Labour wants end of Eurobond ‘loophole’(2)

The UK’s left-leaning political party said it wants to stop GPs and others from avoiding withholding tax by using the Quoted Eurobond Exemption.

The UK’s opposition government has taken aim at a common private equity tax arrangement in a recently released policy document.

The document said a future Labour government would take action against the use of the Quoted Eurobond Exemption.

When a UK-based business pays interest to an overseas lender, the government usually withholds 20 percent of the payment until various administrative requirements with the UK’s tax authority are complied with, which takes time and money. However, according to existing UK tax legislation, this withholding tax doesn’t apply to any payments in relation to a quoted Eurobond.
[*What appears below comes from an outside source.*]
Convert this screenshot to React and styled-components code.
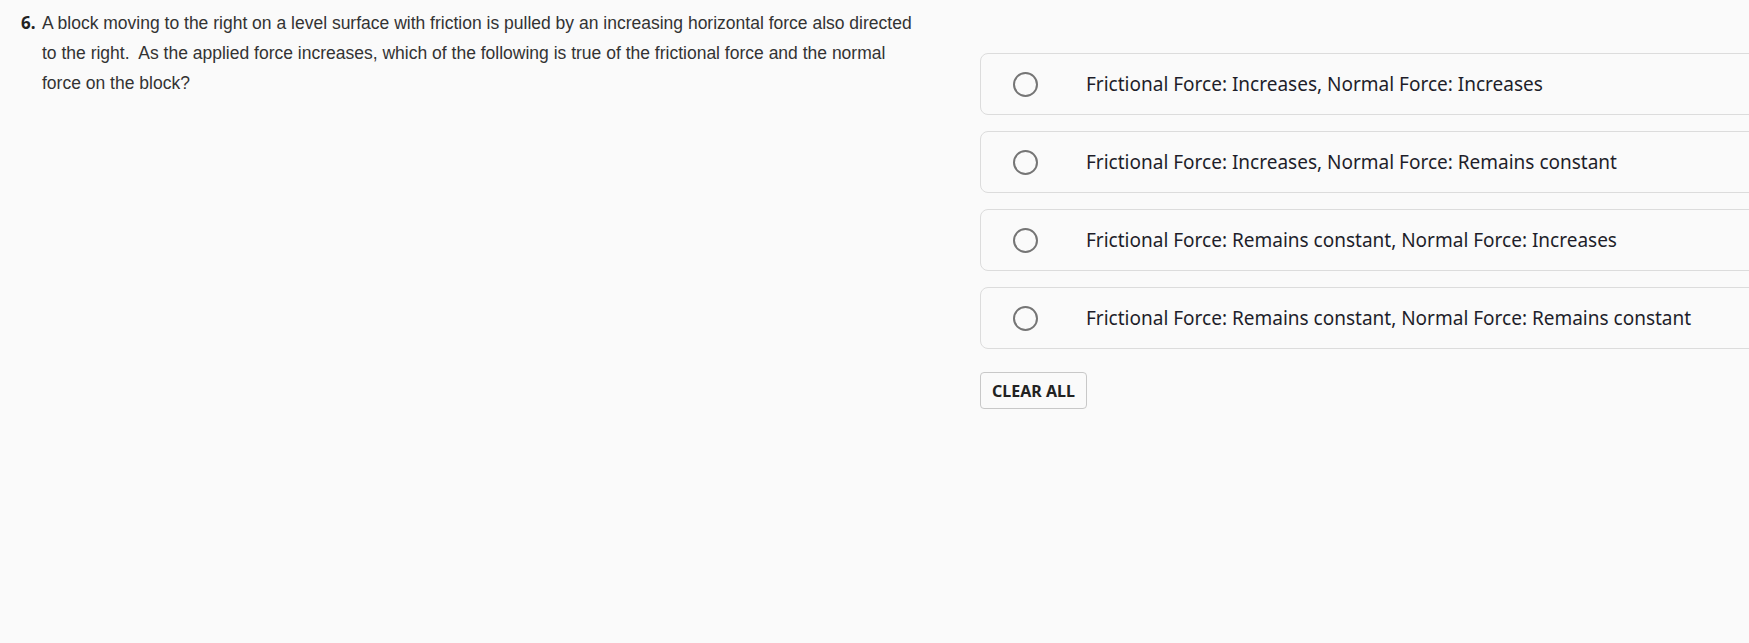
import React from "react";
import styled, { createGlobalStyle } from "styled-components";

const GlobalStyle = createGlobalStyle`
  html, body {
    margin: 0;
    padding: 0;
    background: #fafafa;
    overflow: hidden;
  }
`;

const options = [
  "Frictional Force: Increases, Normal Force: Increases",
  "Frictional Force: Increases, Normal Force: Remains constant",
  "Frictional Force: Remains constant, Normal Force: Increases",
  "Frictional Force: Remains constant, Normal Force: Remains constant",
];

const App = () => {
  return (
    <>
      <GlobalStyle />
      <Page>
        <Question>
          <Number>6.</Number>
          <Prompt>
            A block moving to the right on a level surface with friction is pulled by an
            increasing horizontal force also directed to the right.&nbsp; As the applied force
            increases, which of the following is true of the frictional force and the normal
            force on the block?
          </Prompt>
        </Question>
        <Answers>
          {options.map((text) => (
            <Choice key={text}>
              <Radio />
              <ChoiceText>{text}</ChoiceText>
            </Choice>
          ))}
          <ClearButton>CLEAR ALL</ClearButton>
        </Answers>
      </Page>
    </>
  );
};

const Page = styled.div`
  display: grid;
  grid-template-columns: 939px 840px;
  column-gap: 20px;
  padding: 8px 0 0 21px;
  width: 1900px;
  height: 643px;
  box-sizing: border-box;
  background: #fafafa;
`;

const Question = styled.div`
  display: flex;
  align-items: flex-start;
`;

const Number = styled.span`
  font-family: "Noto Sans", sans-serif;
  font-weight: 700;
  font-size: 17px;
  line-height: 30px;
  color: #222;
  width: 21px;
  flex: none;
`;

const Prompt = styled.p`
  margin: 0;
  width: 882px;
  font-family: "Liberation Sans", Arial, sans-serif;
  font-size: 17.5px;
  line-height: 30px;
  color: #333;
`;

const Answers = styled.div`
  display: flex;
  flex-direction: column;
  align-items: flex-start;
  padding-top: 45px;
`;

const Choice = styled.label`
  display: flex;
  align-items: center;
  width: 100%;
  height: 62px;
  box-sizing: border-box;
  margin-bottom: 16px;
  padding-left: 32px;
  border: 1px solid #dcdcdc;
  border-radius: 8px;
  background: #fafafa;
  cursor: pointer;
`;

const Radio = styled.span`
  width: 25px;
  height: 25px;
  box-sizing: border-box;
  border: 2.5px solid #757575;
  border-radius: 50%;
  flex: none;
`;

const ChoiceText = styled.span`
  margin-left: 48px;
  font-family: "Noto Sans", sans-serif;
  font-size: 19px;
  color: #1e1e2a;
`;

const ClearButton = styled.button`
  margin-top: 7px;
  height: 37px;
  padding: 0 11px;
  border: 1px solid #c8c8c8;
  border-radius: 4px;
  background: #fafafa;
  font-family: "Noto Sans", sans-serif;
  font-weight: 700;
  font-size: 16px;
  color: #222;
  cursor: pointer;
`;

export default App;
The exemption allows GPs to lend money to portfolio companies, or other intra-group entities, via an instrument listed on the Channel Islands Stock Exchange without paying the standard withholding tax on overseas payments.

Labour’s proposal specifically looks at the use of quoted Eurobonds between companies in the same group, and indicates that Labour put a stop to the exemption where bonds have been issued to connected parties. Labour also criticized the current government who, in 2012, consulted on whether to remove the Eurobond exemption but decided that it was comfortable with the status quo.

The Eurobond exemption also found the spotlight last October when a report, by Corporate Watch and UK newspaper The Independent, claimed that a number of leading UK retailers – including several private equity-backed businesses – had “cut their taxable profits” by making use of the exemption.

Industry lobby group the British Private Equity & Venture Capital Association director-general Tim Hames criticized the report as “inaccurate and misleading”. He argued that the exemption exists to encourage foreign investment and that removing the exemption would result in “less investment coming into the UK, and into social care providers where it is desperately needed”.